Several other ministers appointed on Sunday who had already been nominated in Lecornu’s first government on October 5th (which collapsed after just 14 hours) include Roland Lescure, 58, (reappointed economy and finance minister) and Mathieu Lefèvre, 38, (promoted to the post of minister for ecological transition), both Macron loyalists, Naïma Moutchou, 44 (from the centre-right Horizons party, who now replaces former socialist prime minister Manuel Valls as minister for French overseas territories), and Marina Ferrari, 52 (from the centre-right MoDem party, appointed minister for sport and youth).
Former conservative Catherine Vautrin, 65, who joined Macron’s Renaissance party in 2024, and who first entered government under the presidency of Jacques Chirac in 2004, is the new armed forces minister after less than ten months as labour and health minister.
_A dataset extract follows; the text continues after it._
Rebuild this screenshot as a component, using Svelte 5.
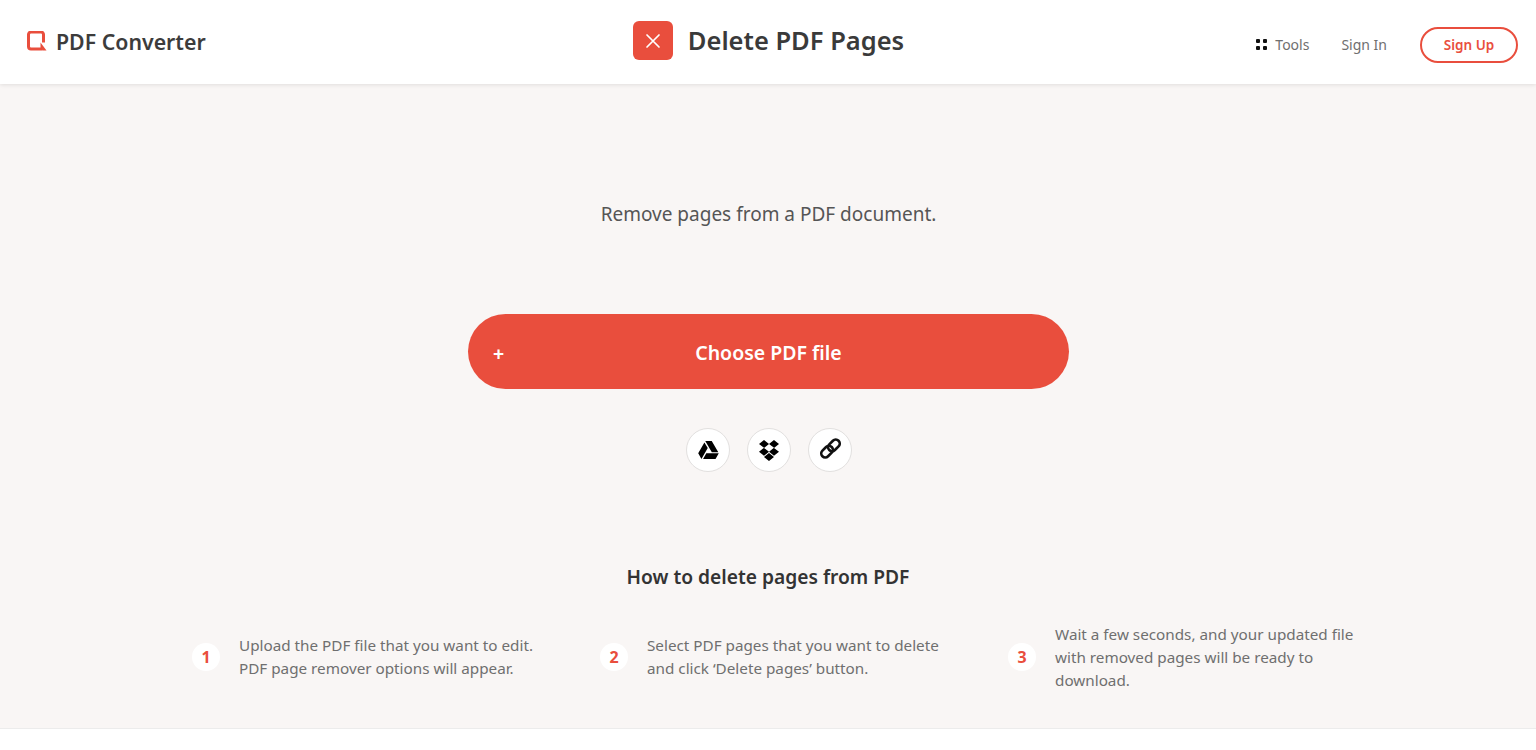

Paris police prefect Laurent Nuñez, 61, is the new interior minister, replacing Bruno Retailleau, the conservative Les Républicains party chairman and presidential hopeful. Retailleau prompted the collapse of Lecornu’s first government, announced on October 5th, when he resigned in anger over not having been informed of Lecornu’s inclusion of former economy minister Bruno Le Maire in his government. Le Maire, a former conservative, was Macron’s economy minister from 2017 to 2024. Nunez is a former director-general for domestic security, and served for two years as an anti-terrorism national coordinator.
Centre-right UDI party veteran Françoise Gatel, 72, has become regional planning and decentralisation minister, and Philippe Baptiste, 53, an engineer with no declared party affiliation, is reappointed as junior minister for higher education and research.
Charlotte Parmentier-Lecocq, 48, who last year joined the centre-right Horizons party after eight years as a devout Macronist, retains her post as minister for the handicapped, which she was first appointed to in September 2024 under Michel Barnier’s government. Maud Bregeon, 34, is the new government spokesperson, a post she also occupied under Barnier’s government.